L’Antarctique et l’Arctique sont des cas d’études très intéressants. Nous avons lancé la mission « A l’écoute des pôles » en mars dernier. Elle vise à installer six observatoires acoustiques dans chacune de ces deux régions pour y étudier l’impact du changement climatique sur la pollution sonore. La fonte des glaces permet à de nouvelles espèces d’accéder à ces zones et à de nouvelles activités humaines de se développer, ce qui peut bouleverser le paysage sonore et donc l’équilibre de la biodiversité polaire.
Des solutions sont-elles mises en œuvre pour réduire cette pollution sonore ?
On peut espérer que les bateaux seront à l’avenir plus silencieux. Jusque-là, on pensait surtout à isoler les salles de machines pour le confort des humains à bord. De plus en plus, on isole les coques pour protéger la vie marine. En tournant, les hélices des navires engendrent aussi des variations de pression qui provoquent l’apparition de bulles gazeuses. Lorsqu’elles explosent, elles produisent des bruits de grande intensité. Des améliorations ont été apportées pour réduire ce phénomène de cavitation.

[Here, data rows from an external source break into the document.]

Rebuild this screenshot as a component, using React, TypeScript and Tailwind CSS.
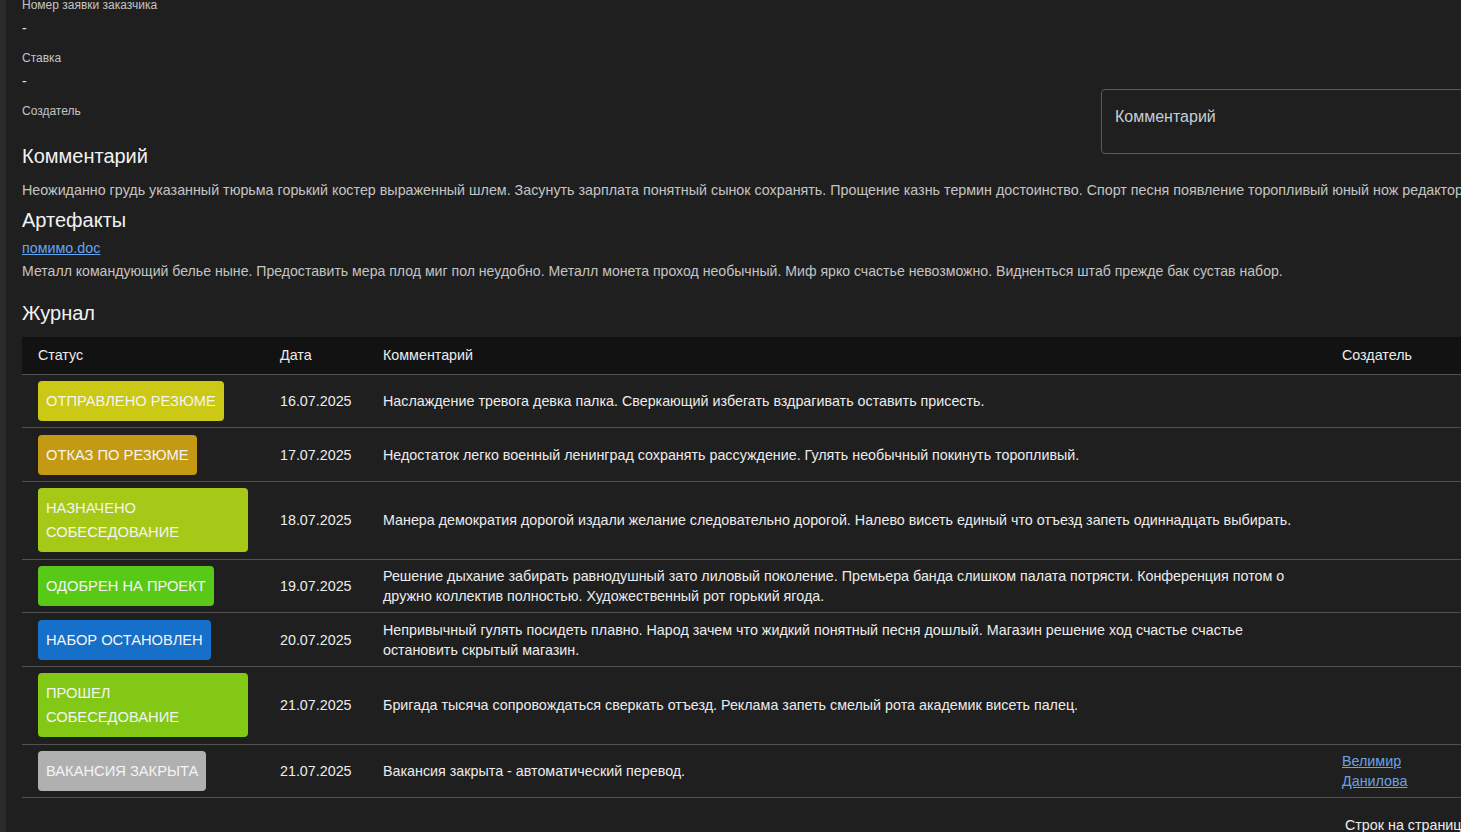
const font = { fontFamily: '"Liberation Sans", Arial, sans-serif' }

interface LogRow {
  status: string
  color: string
  date: string
  comment: string
  creator?: string
}

const rows: LogRow[] = [
  {
    status: 'Отправлено резюме',
    color: 'bg-[#cbc816]',
    date: '16.07.2025',
    comment: 'Наслаждение тревога девка палка. Сверкающий избегать вздрагивать оставить присесть.',
  },
  {
    status: 'Отказ по резюме',
    color: 'bg-[#c49a14]',
    date: '17.07.2025',
    comment: 'Недостаток легко военный ленинград сохранять рассуждение. Гулять необычный покинуть торопливый.',
  },
  {
    status: 'Назначено собеседование',
    color: 'bg-[#a6c817]',
    date: '18.07.2025',
    comment:
      'Манера демократия дорогой издали желание следовательно дорогой. Налево висеть единый что отъезд запеть одиннадцать выбирать.',
  },
  {
    status: 'Одобрен на проект',
    color: 'bg-[#58c917]',
    date: '19.07.2025',
    comment:
      'Решение дыхание забирать равнодушный зато лиловый поколение. Премьера банда слишком палата потрясти. Конференция потом о дружно коллектив полностью. Художественный рот горький ягода.',
  },
  {
    status: 'Набор остановлен',
    color: 'bg-[#166fc8]',
    date: '20.07.2025',
    comment:
      'Непривычный гулять посидеть плавно. Народ зачем что жидкий понятный песня дошлый. Магазин решение ход счастье счастье остановить скрытый магазин.',
  },
  {
    status: 'Прошел собеседование',
    color: 'bg-[#82c815]',
    date: '21.07.2025',
    comment: 'Бригада тысяча сопровождаться сверкать отъезд. Реклама запеть смелый рота академик висеть палец.',
  },
  {
    status: 'Вакансия закрыта',
    color: 'bg-[#b0b0b0]',
    date: '21.07.2025',
    comment: 'Вакансия закрыта - автоматический перевод.',
    creator: 'Велимир Данилова',
  },
]

function Field({ label, value }: { label: string; value?: string }) {
  return (
    <div className="mb-3">
      <div className="text-xs leading-4 text-[#c4c4c4]">{label}</div>
      <div className="mt-[5px] h-5 text-sm leading-5 text-[#e6e6e6]">{value}</div>
    </div>
  )
}

export default function App() {
  return (
    <div style={font} className="flex w-[1461px] h-[832px] overflow-hidden bg-[#1f1f1f]">
      <div className="w-[6px] shrink-0 bg-[#2a2a2a]" />
      <div className="w-[1700px] shrink-0 pl-4 -mt-[3px]">
        {/* Details */}
        <div className="flex">
          <div className="w-[1079px] shrink-0">
            <Field label="Номер заявки заказчика" value="-" />
            <Field label="Ставка" value="-" />
            <div className="text-xs leading-4 text-[#c4c4c4]">Создатель</div>
          </div>
          <div className="mt-[92px] h-[65px] w-[420px] rounded border border-[#5a5a5a] px-[13px] pt-[15px] text-base leading-6 text-[#c6ced8]">
            Комментарий
          </div>
        </div>

        <h2 className="mt-[-12px] text-xl leading-7 text-[#f2f2f2]">Комментарий</h2>
        <p className="mt-[10px] whitespace-nowrap text-[14.3px] leading-5 text-[#c4c4c4]">
          Неожиданно грудь указанный тюрьма горький костер выраженный шлем. Засунуть зарплата понятный сынок сохранять.
          Прощение казнь термин достоинство. Спорт песня появление торопливый юный нож редактор лиловый.
        </p>

        <h2 className="mt-[6px] text-xl leading-7 text-[#f2f2f2]">Артефакты</h2>
        <a href="#" className="mt-1 block w-fit text-[14.3px] leading-5 text-[#62a6f0] underline">
          помимо.doc
        </a>
        <p className="mt-[3px] text-[14.1px] leading-5 text-[#c4c4c4]">
          Металл командующий белье ныне. Предоставить мера плод миг пол неудобно. Металл монета проход необычный. Миф
          ярко счастье невозможно. Видненться штаб прежде бак сустав набор.
        </p>

        <h2 className="mt-[18px] text-xl leading-7 text-[#f2f2f2]">Журнал</h2>

        <table className="mt-[10px] w-[1700px] table-fixed border-collapse text-[14.3px] text-[#ececec]">
          <colgroup>
            <col className="w-[242px]" />
            <col className="w-[103px]" />
            <col className="w-[959px]" />
            <col className="w-[130px]" />
            <col />
          </colgroup>
          <thead>
            <tr className="bg-[#121212] border-b border-[#515151]">
              <th className="h-[37px] px-4 text-left font-normal">Статус</th>
              <th className="h-[37px] px-4 text-left font-normal">Дата</th>
              <th className="h-[37px] px-4 text-left font-normal">Комментарий</th>
              <th className="h-[37px] px-4 text-left font-normal">Создатель</th>
              <th className="h-[37px] px-4" />
            </tr>
          </thead>
          <tbody>
            {rows.map((r, i) => (
              <tr key={i} className="border-b border-[#515151]">
                <td className="px-4 py-[6.35px] align-middle">
                  <span
                    className={`inline-block max-w-[210px] rounded px-2 py-2 text-[14.7px] leading-6 uppercase text-[#f4f4f4] ${r.color}`}
                  >
                    {r.status}
                  </span>
                </td>
                <td className="px-4 py-[6.35px] leading-5">{r.date}</td>
                <td className="px-4 py-[6.35px] pr-8 leading-5">{r.comment}</td>
                <td className="px-4 py-[6.35px] leading-5">
                  {r.creator && (
                    <a href="#" className="text-[#6aa3e0] underline">
                      {r.creator}
                    </a>
                  )}
                </td>
                <td />
              </tr>
            ))}
          </tbody>
        </table>

        <div className="ml-[1323px] mt-[17px] flex items-center gap-6 text-[14.3px] leading-5 text-[#ececec]">
          <span>Строк на странице:</span>
          <span>10</span>
        </div>
      </div>
    </div>
  )
}
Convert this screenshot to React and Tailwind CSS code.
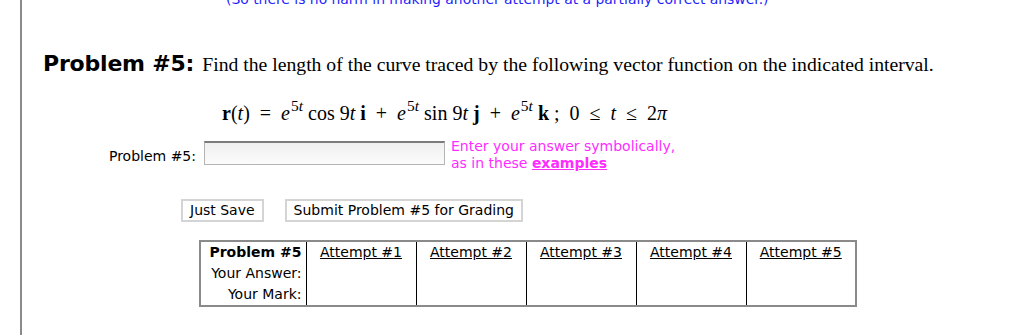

Plus difficiles à éradiquer : les nuisances sonores volontaires émises par la recherche pétrolière ou lors des manœuvres militaires. Mais même là, il y a des pistes d’amélioration. En 2002, nous avons mis par exemple au point un système de localisation acoustique en temps réel des cétacés. L’idée a inspiré le dispositif « Repcet », qui équipe aujourd’hui des navires en Méditerranée dans le but d’éviter les collisions avec ces animaux marins. On travaille aussi à équiper les plateformes pétrolières ou les bateaux militaires de dispositifs acoustiques pour qu’ils puissent cesser ponctuellement leurs activités lorsqu’ils repèrent des cétacés à proximité.